Key things to look for:

  • ICE candidates: host means a local interface, srflx is a STUN-discovered public address (direct), relay is a TURN relay. Direct connections use host or srflx candidates.
  • Signaling timing: the (Nms) after session creation and offer sent shows how long the signaling server took. High values suggest network latency to the signaling server.
  • Per-request latency: each line shows status, response size, and round-trip time. Compare against the HTTPS path to confirm WebRTC is faster.

You can also set window.__WEBRTC_DIAGNOSTICS__ = true in the browser console before page load for the same effect.

Force TURN relay

Add ?webrtc_turn=1 to force all traffic through the TURN relay, ignoring direct candidates:

https://your-host/chat?webrtc_diag=1&webrtc_turn=1

This sets iceTransportPolicy=relay on the RTCPeerConnection. Only relay (TURN) candidates are used. Useful for:

  • Measuring TURN latency vs direct connectivity
  • Verifying your TURN server is working
  • Testing the fallback path without leaving your LAN

With diagnostics enabled, you’ll see only relay candidates gathered, with no host or srflx.

Server-side logging

term-llm logs WebRTC events to stderr with the webrtc: prefix:

webrtc: ICE connection established for session abc123
webrtc: DTLS handshake complete for session abc123
webrtc: SCTP association established for session abc123
webrtc: data channel open for session abc123

If connections fail silently, check these logs for DTLS handshake errors or SCTP association failures.

Troubleshooting

No lightning bolt in the UI: WebRTC negotiation failed silently. Check:

  • The signaling URL is reachable from both the browser and the home machine
  • The signaling token is correct
  • STUN servers are reachable (corporate firewalls sometimes block UDP)
  • Both sides can reach each other via UDP (symmetric NAT on both sides will prevent direct connections without a TURN relay)
  • Enable ?webrtc_diag=1 to see where the process stalls

Works locally but not remotely: you likely need a TURN relay for NAT traversal. Add a TURN server URL via --webrtc-stun:

term-llm serve web --webrtc \
  --webrtc-signaling-url https://signal.example.com/webrtc \
  --webrtc-stun "turn:turn.example.com:3478?transport=udp"

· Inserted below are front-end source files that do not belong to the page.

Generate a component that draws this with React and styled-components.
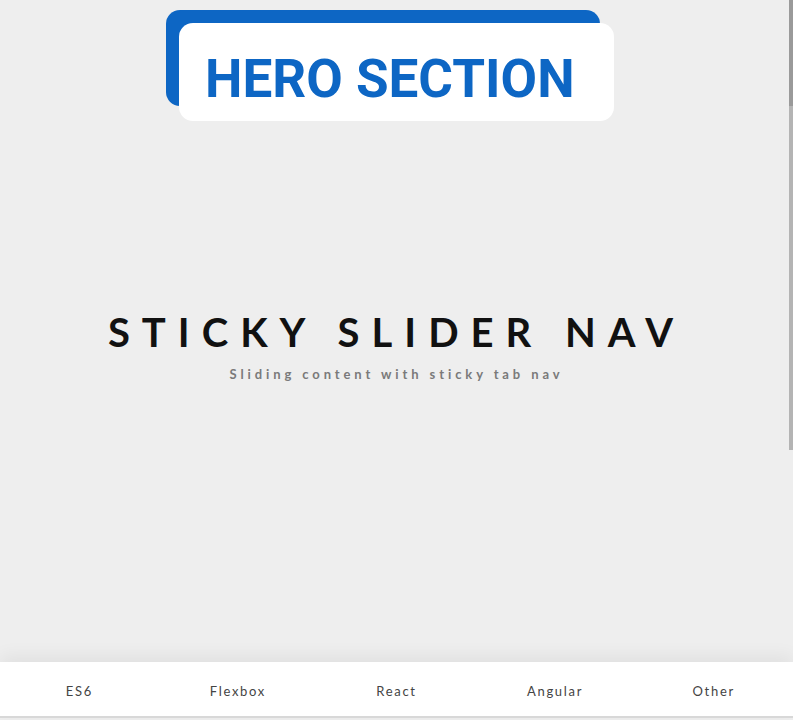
import React from "react";
import styled, { createGlobalStyle } from "styled-components";

const GlobalStyle = createGlobalStyle`
  html, body {
    margin: 0;
    padding: 0;
    background: #eeeeee;
    overflow: hidden;
  }
  * {
    box-sizing: border-box;
  }
`;

const Page = styled.div`
  position: relative;
  width: 793px;
  height: 720px;
  background: #eeeeee;
  font-family: Lato, "Open Sans", sans-serif;
`;

const Hero = styled.section`
  display: flex;
  flex-direction: column;
  align-items: center;
  justify-content: center;
  height: 662px;
  padding-top: 28px;
`;

const Title = styled.h1`
  margin: 0;
  font-family: Lato, sans-serif;
  font-size: 40px;
  font-weight: 700;
  letter-spacing: 0.3em;
  color: #111;
`;

const Subtitle = styled.p`
  margin: 10px 0 0;
  font-family: Lato, sans-serif;
  font-size: 13px;
  font-weight: 700;
  letter-spacing: 0.3em;
  color: #7a7a7a;
`;

const Badge = styled.div`
  position: absolute;
  top: 10px;
  left: 166px;
  width: 434px;
  height: 96px;
  border-radius: 14px;
  background: #0d66c4;
`;

const BadgeCard = styled.div`
  position: absolute;
  top: 13px;
  left: 13px;
  width: 435px;
  height: 98px;
  border-radius: 14px;
  background: #fff;
  display: flex;
  align-items: center;
  padding-left: 26px;
  padding-top: 13px;
  font-family: Roboto, "Liberation Sans", sans-serif;
  font-size: 53px;
  font-weight: 700;
  color: #0d66c4;
`;

const TabNav = styled.nav`
  display: grid;
  grid-template-columns: repeat(5, 1fr);
  height: 56px;
  background: #fff;
  box-shadow: 0 -6px 18px rgba(0, 0, 0, 0.06);
  border-bottom: 2px solid #d8d8d8;
`;

const Tab = styled.a`
  display: flex;
  align-items: center;
  justify-content: center;
  padding-top: 4px;
  font-family: Lato, sans-serif;
  font-size: 13px;
  font-weight: 400;
  letter-spacing: 0.13em;
  color: #444;
  text-decoration: none;
`;

const ScrollTrack = styled.div`
  position: absolute;
  top: 0;
  right: 0;
  width: 4px;
  height: 450px;
  background: #b4b4b4;
`;

const ScrollThumb = styled.div`
  width: 100%;
  height: 106px;
  background: #9a9a9a;
`;

const tabs = ["ES6", "Flexbox", "React", "Angular", "Other"];

export default function App() {
  return (
    <Page>
      <GlobalStyle />
      <Hero>
        <Title>STICKY SLIDER NAV</Title>
        <Subtitle>Sliding content with sticky tab nav</Subtitle>
      </Hero>
      <TabNav>
        {tabs.map((t) => (
          <Tab key={t} href={`#tab-${t.toLowerCase()}`}>
            {t}
          </Tab>
        ))}
      </TabNav>
      <Badge>
        <BadgeCard>HERO SECTION</BadgeCard>
      </Badge>
      <ScrollTrack>
        <ScrollThumb />
      </ScrollTrack>
    </Page>
  );
}
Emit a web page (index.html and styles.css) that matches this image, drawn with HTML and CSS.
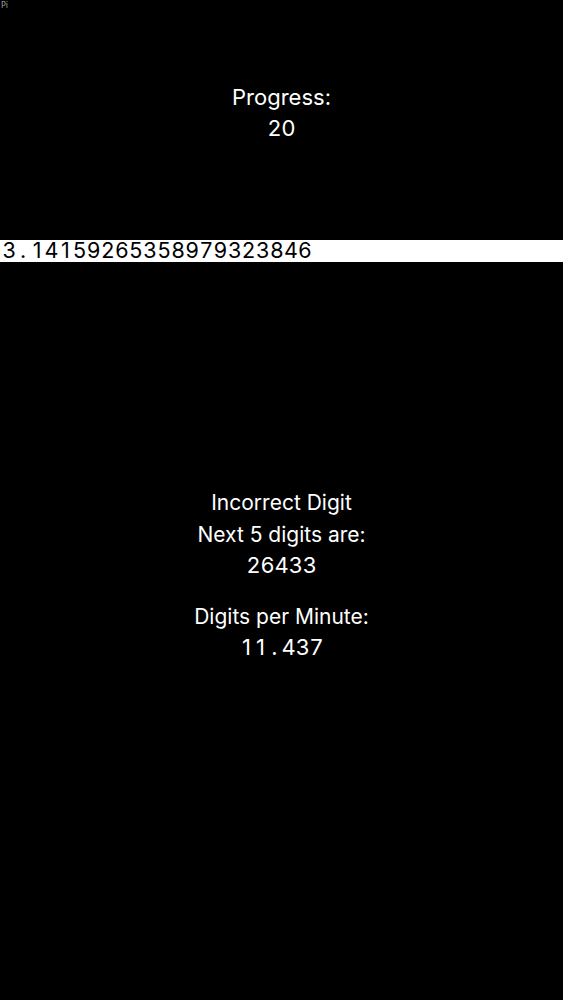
FILE: index.html
```html
<!DOCTYPE html>
<html>
<head>
<meta charset="utf-8">
<title>Pi</title>
<link rel="stylesheet" href="styles.css">
</head>
<body>
<div class="app">
  <div class="tag">Pi</div>
  <div class="progress">
    <div class="line">Progress:</div>
    <div class="line mono"><span>2</span><span>0</span></div>
  </div>
  <div class="pi-bar mono"><span>3</span><span>.</span><span>1</span><span>4</span><span>1</span><span>5</span><span>9</span><span>2</span><span>6</span><span>5</span><span>3</span><span>5</span><span>8</span><span>9</span><span>7</span><span>9</span><span>3</span><span>2</span><span>3</span><span>8</span><span>4</span><span>6</span></div>
  <div class="result">
    <div class="label">Incorrect Digit</div>
    <div class="label">Next 5 digits are:</div>
    <div class="num mono"><span>2</span><span>6</span><span>4</span><span>3</span><span>3</span></div>
  </div>
  <div class="speed">
    <div class="label">Digits per Minute:</div>
    <div class="num mono"><span>1</span><span>1</span><span>.</span><span>4</span><span>3</span><span>7</span></div>
  </div>
</div>
</body>
</html>
```
FILE: styles.css
```css
html, body {
  margin: 0;
  padding: 0;
  background: #000;
}
.app {
  width: 563px;
  min-height: 1000px;
  background: #000;
  color: #fff;
  font-family: "Inter", "Lato", sans-serif;
}
.tag {
  font-family: "DejaVu Sans", sans-serif;
  font-size: 8px;
  line-height: 10px;
  color: #9a9a9a;
  padding: 1px 0 0 1px;
  height: 11px;
}
.progress {
  margin-top: 70px;
  text-align: center;
}
.progress .line {
  font-size: 22px;
  line-height: 31px;
}
.progress .mono {
  font-size: 22px;
}
.mono span {
  display: inline-block;
  width: 14px;
  text-align: center;
}
.pi-bar {
  margin-top: 96px;
  background: #fff;
  color: #000;
  font-size: 21.5px;
  line-height: 21px;
  height: 21px;
  padding: 0 0 1px 2px;
  white-space: nowrap;
}
.pi-bar span {
  width: 14.1px;
}
.result {
  margin-top: 225px;
  text-align: center;
}
.label {
  font-size: 21px;
  line-height: 31px;
}
.result .label:nth-child(2) {
  margin-top: 1px;
}
.num {
  font-size: 22px;
  line-height: 31px;
}
.speed {
  margin-top: 20px;
  text-align: center;
}
```
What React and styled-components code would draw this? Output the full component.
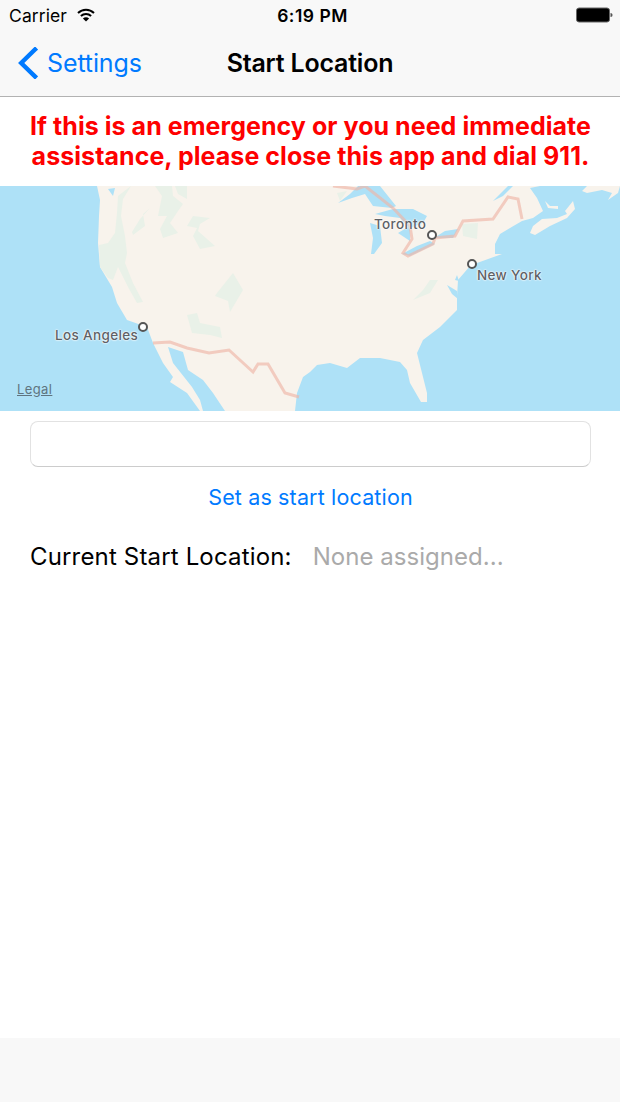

High latency despite direct connection: enable ?webrtc_diag=1 and check:

  • The ICE candidate pair should use host or srflx, not relay
  • If you see only relay candidates, your STUN server may be unreachable
  • Use ?webrtc_turn=1 to confirm TURN adds measurable latency, then compare without it

ICE gathering takes 40+ seconds: likely IPv6 STUN timeouts or TCP TURN candidates. Ensure your TURN URL includes ?transport=udp to prevent TCP fallback attempts. The browser caps gathering at 4 seconds to mitigate this, but broken STUN servers can still delay the process.

Data channel opens then immediately closes: check server logs for panics. Common causes include missing SRTP protection profiles in the DTLS config (Chrome always negotiates use_srtp even for data channels) or nil pointer dereferences in pion library initialization.